→ **Problem details**
Pictures aside, repeat every entry exactly.

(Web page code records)
● ● ●

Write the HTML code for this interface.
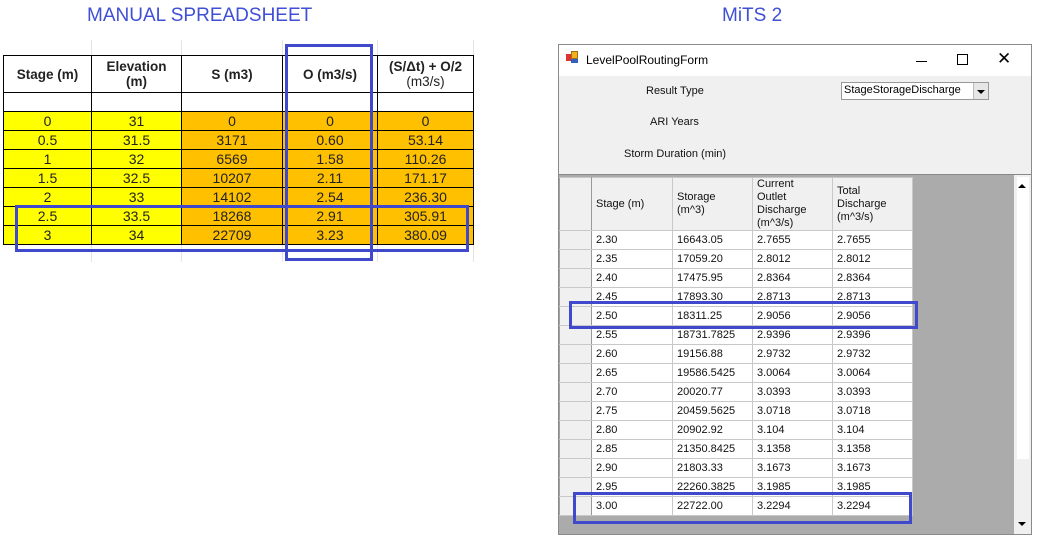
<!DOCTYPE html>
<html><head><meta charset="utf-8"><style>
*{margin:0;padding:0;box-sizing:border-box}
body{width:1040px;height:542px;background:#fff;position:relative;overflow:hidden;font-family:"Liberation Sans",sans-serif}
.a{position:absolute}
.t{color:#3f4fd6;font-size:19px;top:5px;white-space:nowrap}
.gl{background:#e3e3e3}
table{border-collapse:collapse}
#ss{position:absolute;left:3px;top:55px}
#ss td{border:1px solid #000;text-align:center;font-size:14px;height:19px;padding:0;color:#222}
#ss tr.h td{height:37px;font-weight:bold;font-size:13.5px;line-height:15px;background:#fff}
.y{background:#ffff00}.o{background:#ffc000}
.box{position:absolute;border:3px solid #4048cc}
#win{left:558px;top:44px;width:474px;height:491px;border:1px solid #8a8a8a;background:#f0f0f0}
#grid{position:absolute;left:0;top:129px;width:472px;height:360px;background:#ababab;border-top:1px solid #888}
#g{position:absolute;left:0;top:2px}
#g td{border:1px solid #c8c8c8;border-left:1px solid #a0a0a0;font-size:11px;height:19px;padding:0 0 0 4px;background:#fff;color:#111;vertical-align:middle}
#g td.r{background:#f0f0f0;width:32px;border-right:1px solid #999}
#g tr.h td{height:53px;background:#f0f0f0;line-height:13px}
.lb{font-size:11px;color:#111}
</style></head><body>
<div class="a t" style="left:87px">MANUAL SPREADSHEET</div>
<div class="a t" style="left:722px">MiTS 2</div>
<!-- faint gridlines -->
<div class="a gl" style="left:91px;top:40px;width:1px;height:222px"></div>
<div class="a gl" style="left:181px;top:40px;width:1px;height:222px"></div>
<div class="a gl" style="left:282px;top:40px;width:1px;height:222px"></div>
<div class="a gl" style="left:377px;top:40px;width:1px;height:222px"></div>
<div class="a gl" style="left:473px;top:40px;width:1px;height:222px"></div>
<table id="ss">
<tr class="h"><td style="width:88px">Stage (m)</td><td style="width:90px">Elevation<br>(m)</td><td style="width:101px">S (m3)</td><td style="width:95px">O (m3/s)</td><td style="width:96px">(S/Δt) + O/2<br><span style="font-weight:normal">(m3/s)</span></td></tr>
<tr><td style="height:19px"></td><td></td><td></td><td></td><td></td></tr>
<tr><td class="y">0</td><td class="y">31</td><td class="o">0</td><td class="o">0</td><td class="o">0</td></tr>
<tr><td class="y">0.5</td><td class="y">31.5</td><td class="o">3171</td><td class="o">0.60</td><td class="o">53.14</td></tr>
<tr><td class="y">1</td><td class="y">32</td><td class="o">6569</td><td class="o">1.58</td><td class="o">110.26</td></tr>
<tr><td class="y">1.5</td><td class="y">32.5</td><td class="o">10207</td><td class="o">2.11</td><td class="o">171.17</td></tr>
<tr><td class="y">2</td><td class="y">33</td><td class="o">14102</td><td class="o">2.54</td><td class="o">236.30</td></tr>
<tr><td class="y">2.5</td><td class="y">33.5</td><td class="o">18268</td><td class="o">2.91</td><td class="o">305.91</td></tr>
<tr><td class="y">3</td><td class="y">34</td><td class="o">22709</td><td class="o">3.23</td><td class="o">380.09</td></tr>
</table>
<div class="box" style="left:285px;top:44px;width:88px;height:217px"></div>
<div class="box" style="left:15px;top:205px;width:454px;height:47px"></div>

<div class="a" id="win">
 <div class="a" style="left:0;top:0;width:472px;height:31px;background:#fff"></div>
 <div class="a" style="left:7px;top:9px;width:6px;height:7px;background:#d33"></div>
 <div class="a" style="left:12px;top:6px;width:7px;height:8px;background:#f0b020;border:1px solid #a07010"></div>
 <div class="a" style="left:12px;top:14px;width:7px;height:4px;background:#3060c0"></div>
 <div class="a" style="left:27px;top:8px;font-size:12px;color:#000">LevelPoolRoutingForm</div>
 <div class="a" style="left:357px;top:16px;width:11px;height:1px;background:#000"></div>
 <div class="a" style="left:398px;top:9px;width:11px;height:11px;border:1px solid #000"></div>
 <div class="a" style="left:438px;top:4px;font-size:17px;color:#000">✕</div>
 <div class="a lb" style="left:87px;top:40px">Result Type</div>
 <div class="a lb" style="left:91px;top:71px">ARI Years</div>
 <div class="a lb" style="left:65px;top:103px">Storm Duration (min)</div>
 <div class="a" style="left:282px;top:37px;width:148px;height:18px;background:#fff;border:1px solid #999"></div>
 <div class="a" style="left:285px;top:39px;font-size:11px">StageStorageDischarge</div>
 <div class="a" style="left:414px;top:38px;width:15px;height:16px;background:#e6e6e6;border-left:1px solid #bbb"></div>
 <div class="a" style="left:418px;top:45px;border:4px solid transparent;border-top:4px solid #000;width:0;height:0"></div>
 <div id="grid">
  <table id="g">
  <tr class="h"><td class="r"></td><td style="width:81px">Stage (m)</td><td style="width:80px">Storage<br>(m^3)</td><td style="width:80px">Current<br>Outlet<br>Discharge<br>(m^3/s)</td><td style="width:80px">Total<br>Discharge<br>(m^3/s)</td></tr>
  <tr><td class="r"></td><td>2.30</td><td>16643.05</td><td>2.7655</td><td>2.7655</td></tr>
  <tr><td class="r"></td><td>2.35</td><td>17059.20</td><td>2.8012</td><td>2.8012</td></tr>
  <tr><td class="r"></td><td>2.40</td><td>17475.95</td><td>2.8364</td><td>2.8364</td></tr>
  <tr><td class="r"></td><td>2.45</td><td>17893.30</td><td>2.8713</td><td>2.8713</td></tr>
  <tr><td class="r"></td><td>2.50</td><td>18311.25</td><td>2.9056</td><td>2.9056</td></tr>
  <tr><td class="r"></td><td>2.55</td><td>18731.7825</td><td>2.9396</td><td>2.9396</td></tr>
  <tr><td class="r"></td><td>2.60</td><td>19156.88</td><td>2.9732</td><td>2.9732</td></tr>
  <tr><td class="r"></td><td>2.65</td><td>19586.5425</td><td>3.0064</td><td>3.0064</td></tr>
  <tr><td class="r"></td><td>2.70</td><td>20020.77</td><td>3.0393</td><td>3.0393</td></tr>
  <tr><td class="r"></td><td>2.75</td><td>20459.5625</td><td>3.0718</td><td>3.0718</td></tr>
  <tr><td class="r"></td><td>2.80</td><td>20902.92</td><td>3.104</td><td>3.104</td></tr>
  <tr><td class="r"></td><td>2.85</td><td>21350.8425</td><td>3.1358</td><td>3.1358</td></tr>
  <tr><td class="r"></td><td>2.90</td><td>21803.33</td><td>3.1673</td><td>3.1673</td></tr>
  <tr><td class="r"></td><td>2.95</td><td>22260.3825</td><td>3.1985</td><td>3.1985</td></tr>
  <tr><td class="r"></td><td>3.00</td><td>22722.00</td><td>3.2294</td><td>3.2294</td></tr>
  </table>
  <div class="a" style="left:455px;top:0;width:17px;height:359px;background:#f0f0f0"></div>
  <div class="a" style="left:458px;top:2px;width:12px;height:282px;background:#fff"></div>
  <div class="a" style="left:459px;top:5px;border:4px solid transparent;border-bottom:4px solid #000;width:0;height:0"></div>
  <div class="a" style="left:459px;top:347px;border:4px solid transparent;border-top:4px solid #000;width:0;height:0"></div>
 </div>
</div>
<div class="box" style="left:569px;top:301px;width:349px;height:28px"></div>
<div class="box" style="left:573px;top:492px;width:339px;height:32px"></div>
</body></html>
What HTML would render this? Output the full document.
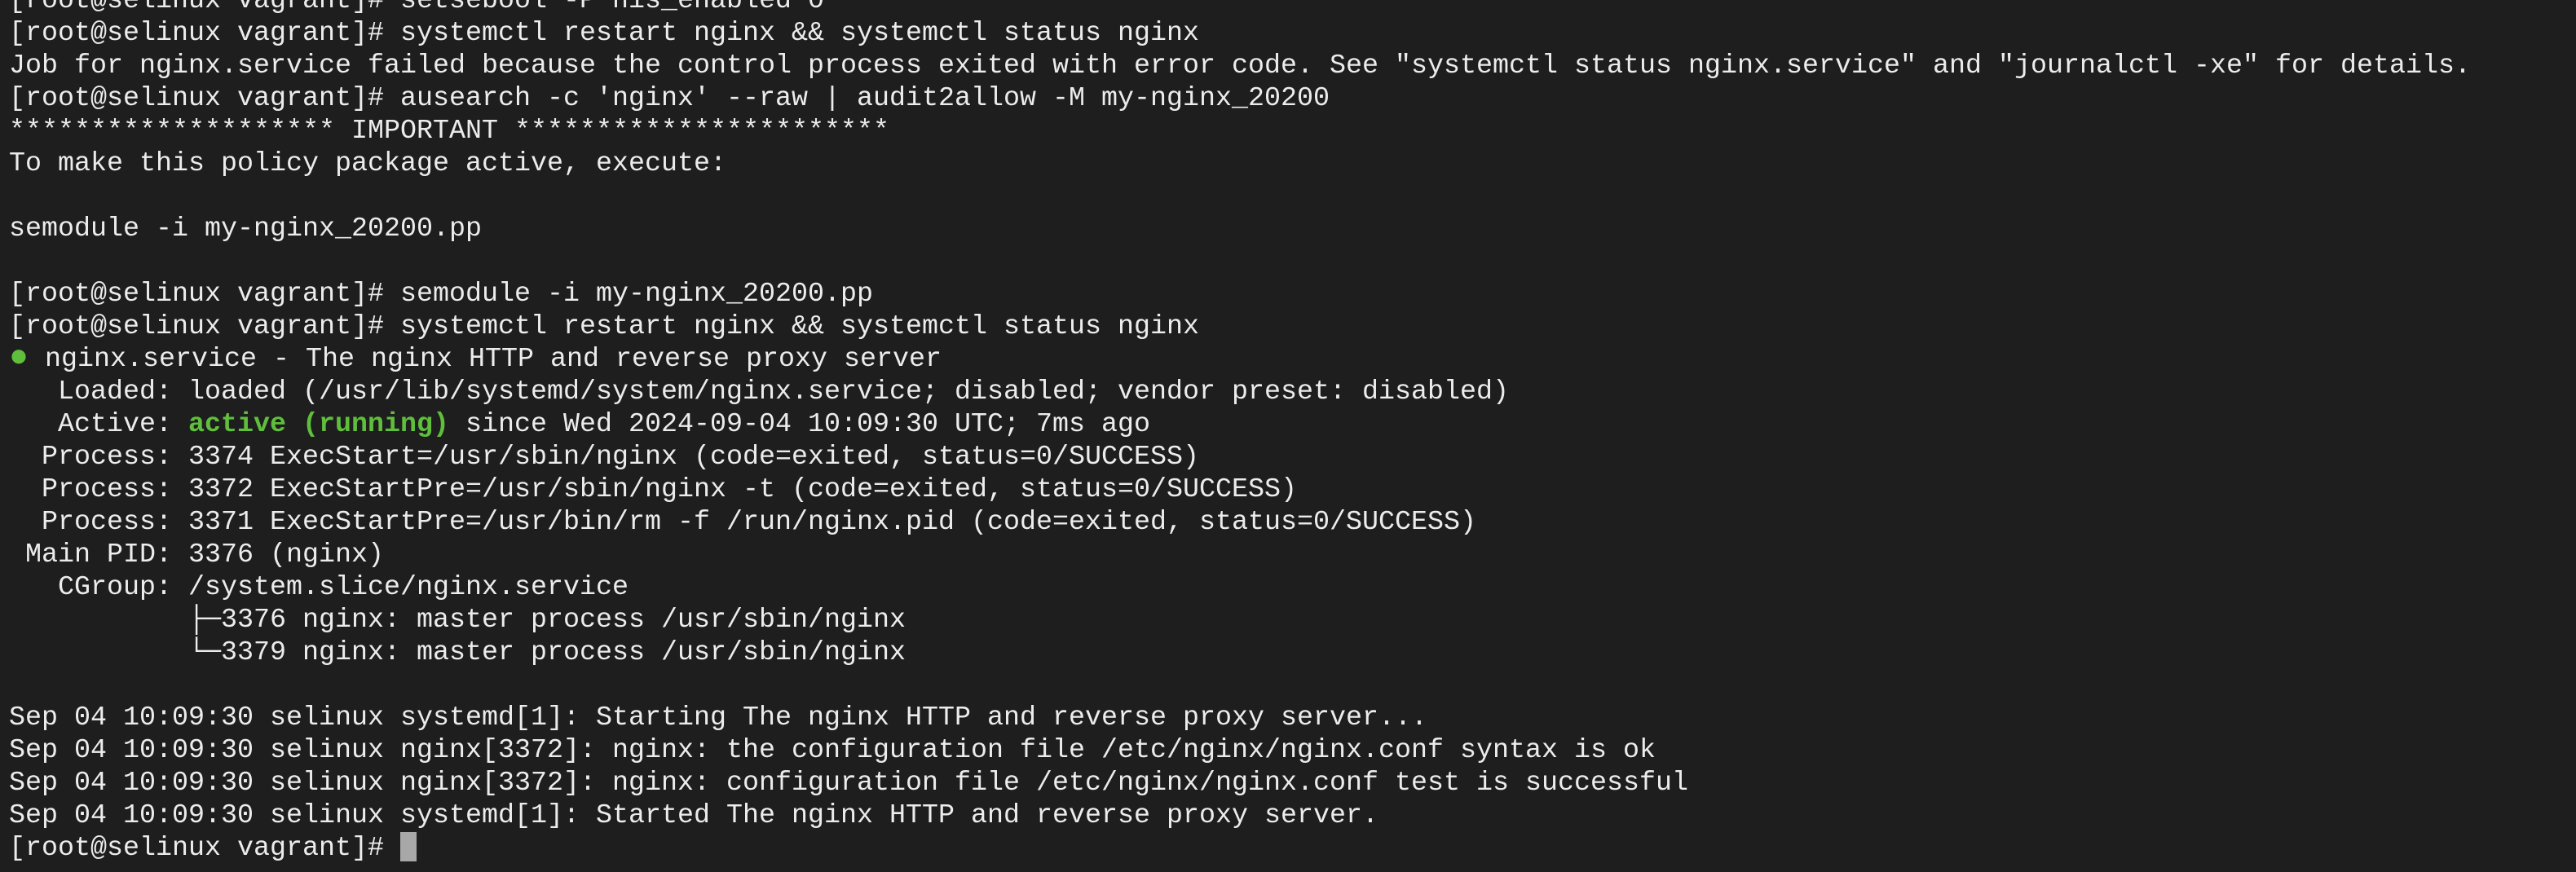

● ● ●

→ **Response to this task**
Write the HTML code for this interface.
<!DOCTYPE html>
<html><head><meta charset="utf-8"><style>
*{margin:0;padding:0;box-sizing:border-box}
body{width:1040px;height:542px;background:#fff;position:relative;overflow:hidden;font-family:"Liberation Sans",sans-serif}
.a{position:absolute}
.t{color:#3f4fd6;font-size:19px;top:5px;white-space:nowrap}
.gl{background:#e3e3e3}
table{border-collapse:collapse}
#ss{position:absolute;left:3px;top:55px}
#ss td{border:1px solid #000;text-align:center;font-size:14px;height:19px;padding:0;color:#222}
#ss tr.h td{height:37px;font-weight:bold;font-size:13.5px;line-height:15px;background:#fff}
.y{background:#ffff00}.o{background:#ffc000}
.box{position:absolute;border:3px solid #4048cc}
#win{left:558px;top:44px;width:474px;height:491px;border:1px solid #8a8a8a;background:#f0f0f0}
#grid{position:absolute;left:0;top:129px;width:472px;height:360px;background:#ababab;border-top:1px solid #888}
#g{position:absolute;left:0;top:2px}
#g td{border:1px solid #c8c8c8;border-left:1px solid #a0a0a0;font-size:11px;height:19px;padding:0 0 0 4px;background:#fff;color:#111;vertical-align:middle}
#g td.r{background:#f0f0f0;width:32px;border-right:1px solid #999}
#g tr.h td{height:53px;background:#f0f0f0;line-height:13px}
.lb{font-size:11px;color:#111}
</style></head><body>
<div class="a t" style="left:87px">MANUAL SPREADSHEET</div>
<div class="a t" style="left:722px">MiTS 2</div>
<!-- faint gridlines -->
<div class="a gl" style="left:91px;top:40px;width:1px;height:222px"></div>
<div class="a gl" style="left:181px;top:40px;width:1px;height:222px"></div>
<div class="a gl" style="left:282px;top:40px;width:1px;height:222px"></div>
<div class="a gl" style="left:377px;top:40px;width:1px;height:222px"></div>
<div class="a gl" style="left:473px;top:40px;width:1px;height:222px"></div>
<table id="ss">
<tr class="h"><td style="width:88px">Stage (m)</td><td style="width:90px">Elevation<br>(m)</td><td style="width:101px">S (m3)</td><td style="width:95px">O (m3/s)</td><td style="width:96px">(S/Δt) + O/2<br><span style="font-weight:normal">(m3/s)</span></td></tr>
<tr><td style="height:19px"></td><td></td><td></td><td></td><td></td></tr>
<tr><td class="y">0</td><td class="y">31</td><td class="o">0</td><td class="o">0</td><td class="o">0</td></tr>
<tr><td class="y">0.5</td><td class="y">31.5</td><td class="o">3171</td><td class="o">0.60</td><td class="o">53.14</td></tr>
<tr><td class="y">1</td><td class="y">32</td><td class="o">6569</td><td class="o">1.58</td><td class="o">110.26</td></tr>
<tr><td class="y">1.5</td><td class="y">32.5</td><td class="o">10207</td><td class="o">2.11</td><td class="o">171.17</td></tr>
<tr><td class="y">2</td><td class="y">33</td><td class="o">14102</td><td class="o">2.54</td><td class="o">236.30</td></tr>
<tr><td class="y">2.5</td><td class="y">33.5</td><td class="o">18268</td><td class="o">2.91</td><td class="o">305.91</td></tr>
<tr><td class="y">3</td><td class="y">34</td><td class="o">22709</td><td class="o">3.23</td><td class="o">380.09</td></tr>
</table>
<div class="box" style="left:285px;top:44px;width:88px;height:217px"></div>
<div class="box" style="left:15px;top:205px;width:454px;height:47px"></div>

<div class="a" id="win">
 <div class="a" style="left:0;top:0;width:472px;height:31px;background:#fff"></div>
 <div class="a" style="left:7px;top:9px;width:6px;height:7px;background:#d33"></div>
 <div class="a" style="left:12px;top:6px;width:7px;height:8px;background:#f0b020;border:1px solid #a07010"></div>
 <div class="a" style="left:12px;top:14px;width:7px;height:4px;background:#3060c0"></div>
 <div class="a" style="left:27px;top:8px;font-size:12px;color:#000">LevelPoolRoutingForm</div>
 <div class="a" style="left:357px;top:16px;width:11px;height:1px;background:#000"></div>
 <div class="a" style="left:398px;top:9px;width:11px;height:11px;border:1px solid #000"></div>
 <div class="a" style="left:438px;top:4px;font-size:17px;color:#000">✕</div>
 <div class="a lb" style="left:87px;top:40px">Result Type</div>
 <div class="a lb" style="left:91px;top:71px">ARI Years</div>
 <div class="a lb" style="left:65px;top:103px">Storm Duration (min)</div>
 <div class="a" style="left:282px;top:37px;width:148px;height:18px;background:#fff;border:1px solid #999"></div>
 <div class="a" style="left:285px;top:39px;font-size:11px">StageStorageDischarge</div>
 <div class="a" style="left:414px;top:38px;width:15px;height:16px;background:#e6e6e6;border-left:1px solid #bbb"></div>
 <div class="a" style="left:418px;top:45px;border:4px solid transparent;border-top:4px solid #000;width:0;height:0"></div>
 <div id="grid">
  <table id="g">
  <tr class="h"><td class="r"></td><td style="width:81px">Stage (m)</td><td style="width:80px">Storage<br>(m^3)</td><td style="width:80px">Current<br>Outlet<br>Discharge<br>(m^3/s)</td><td style="width:80px">Total<br>Discharge<br>(m^3/s)</td></tr>
  <tr><td class="r"></td><td>2.30</td><td>16643.05</td><td>2.7655</td><td>2.7655</td></tr>
  <tr><td class="r"></td><td>2.35</td><td>17059.20</td><td>2.8012</td><td>2.8012</td></tr>
  <tr><td class="r"></td><td>2.40</td><td>17475.95</td><td>2.8364</td><td>2.8364</td></tr>
  <tr><td class="r"></td><td>2.45</td><td>17893.30</td><td>2.8713</td><td>2.8713</td></tr>
  <tr><td class="r"></td><td>2.50</td><td>18311.25</td><td>2.9056</td><td>2.9056</td></tr>
  <tr><td class="r"></td><td>2.55</td><td>18731.7825</td><td>2.9396</td><td>2.9396</td></tr>
  <tr><td class="r"></td><td>2.60</td><td>19156.88</td><td>2.9732</td><td>2.9732</td></tr>
  <tr><td class="r"></td><td>2.65</td><td>19586.5425</td><td>3.0064</td><td>3.0064</td></tr>
  <tr><td class="r"></td><td>2.70</td><td>20020.77</td><td>3.0393</td><td>3.0393</td></tr>
  <tr><td class="r"></td><td>2.75</td><td>20459.5625</td><td>3.0718</td><td>3.0718</td></tr>
  <tr><td class="r"></td><td>2.80</td><td>20902.92</td><td>3.104</td><td>3.104</td></tr>
  <tr><td class="r"></td><td>2.85</td><td>21350.8425</td><td>3.1358</td><td>3.1358</td></tr>
  <tr><td class="r"></td><td>2.90</td><td>21803.33</td><td>3.1673</td><td>3.1673</td></tr>
  <tr><td class="r"></td><td>2.95</td><td>22260.3825</td><td>3.1985</td><td>3.1985</td></tr>
  <tr><td class="r"></td><td>3.00</td><td>22722.00</td><td>3.2294</td><td>3.2294</td></tr>
  </table>
  <div class="a" style="left:455px;top:0;width:17px;height:359px;background:#f0f0f0"></div>
  <div class="a" style="left:458px;top:2px;width:12px;height:282px;background:#fff"></div>
  <div class="a" style="left:459px;top:5px;border:4px solid transparent;border-bottom:4px solid #000;width:0;height:0"></div>
  <div class="a" style="left:459px;top:347px;border:4px solid transparent;border-top:4px solid #000;width:0;height:0"></div>
 </div>
</div>
<div class="box" style="left:569px;top:301px;width:349px;height:28px"></div>
<div class="box" style="left:573px;top:492px;width:339px;height:32px"></div>
</body></html>
What HTML would render this? Output the full document.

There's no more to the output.